To take or not to take, that is the question. Is the precedent really worth following?

day-sixty

(Seeing as you all had so much fun with the last molecule-related clue… Hint: I’m still on the fluoxetine)

Revelation

The world as we know it has ended! Turns out there’s something that won’t be held together by tit tape!

(Greaseproof paper, if you were wondering)

(I’ve been trying to think of a more middle-class-acceptable description for tit tape. ‘Dress tape’? ‘Cleavage tape’? ‘Modesty tape’? Y’know wha’, it’s ti’ tape, olwaiys ‘as been, olwaiys will be…)

Music and Silence

One of the offerings from Father Christmas this year (or Mother Christmas, to be more precise) was a novel – Rose Tremain’s ‘Music and Silence’. I read it in Shropshire, and I have to say that it was wonderfully written and I enjoyed it a lot (go read! go read!).
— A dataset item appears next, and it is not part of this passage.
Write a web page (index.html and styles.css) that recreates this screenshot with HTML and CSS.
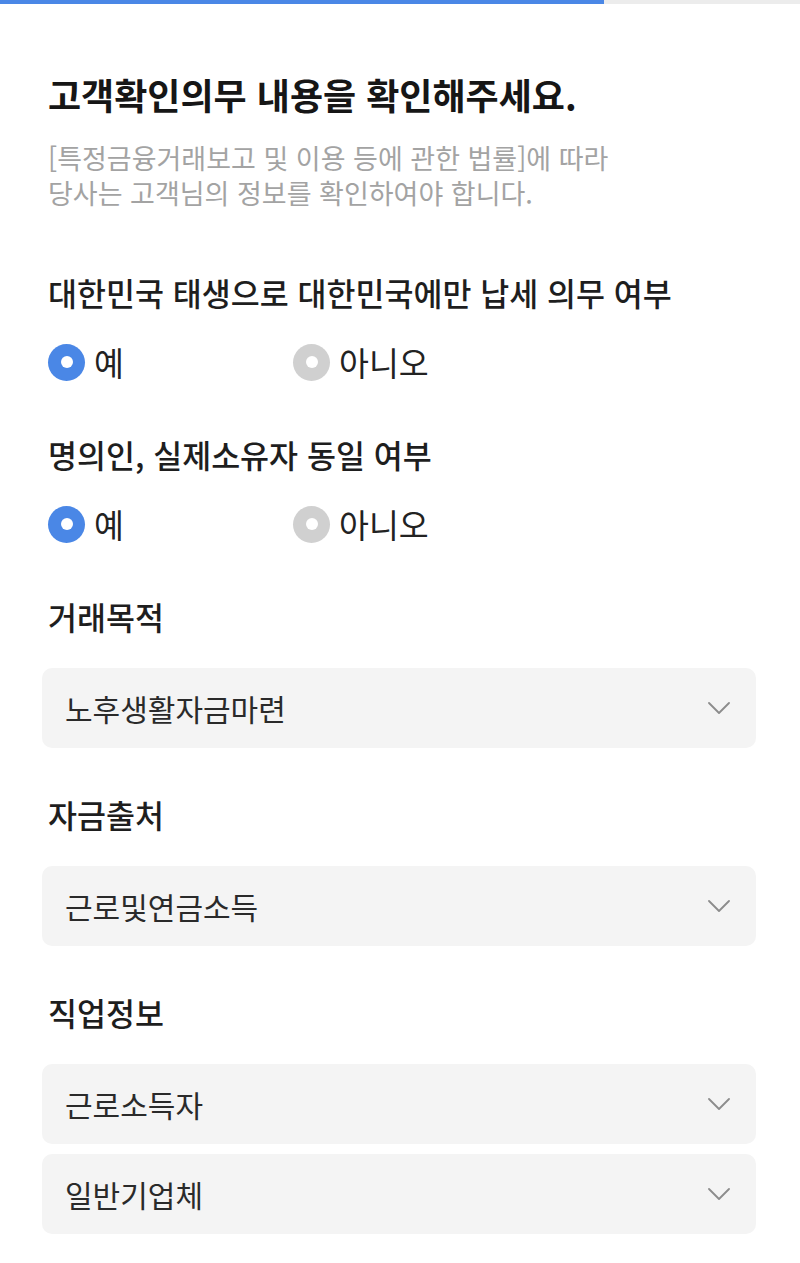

But what I really wanted to post was a rather lovely, and apt, couple of lines:

“For what is truly verifiable in life, I ask you? Only mathematics!
Two plus two will always and for evermore equal four,
but how is this going to resolve what boils in my brain?”

I don’t hate my degree, far from it, but sometimes it just doesn’t seem that important in life and that’s all there is to it.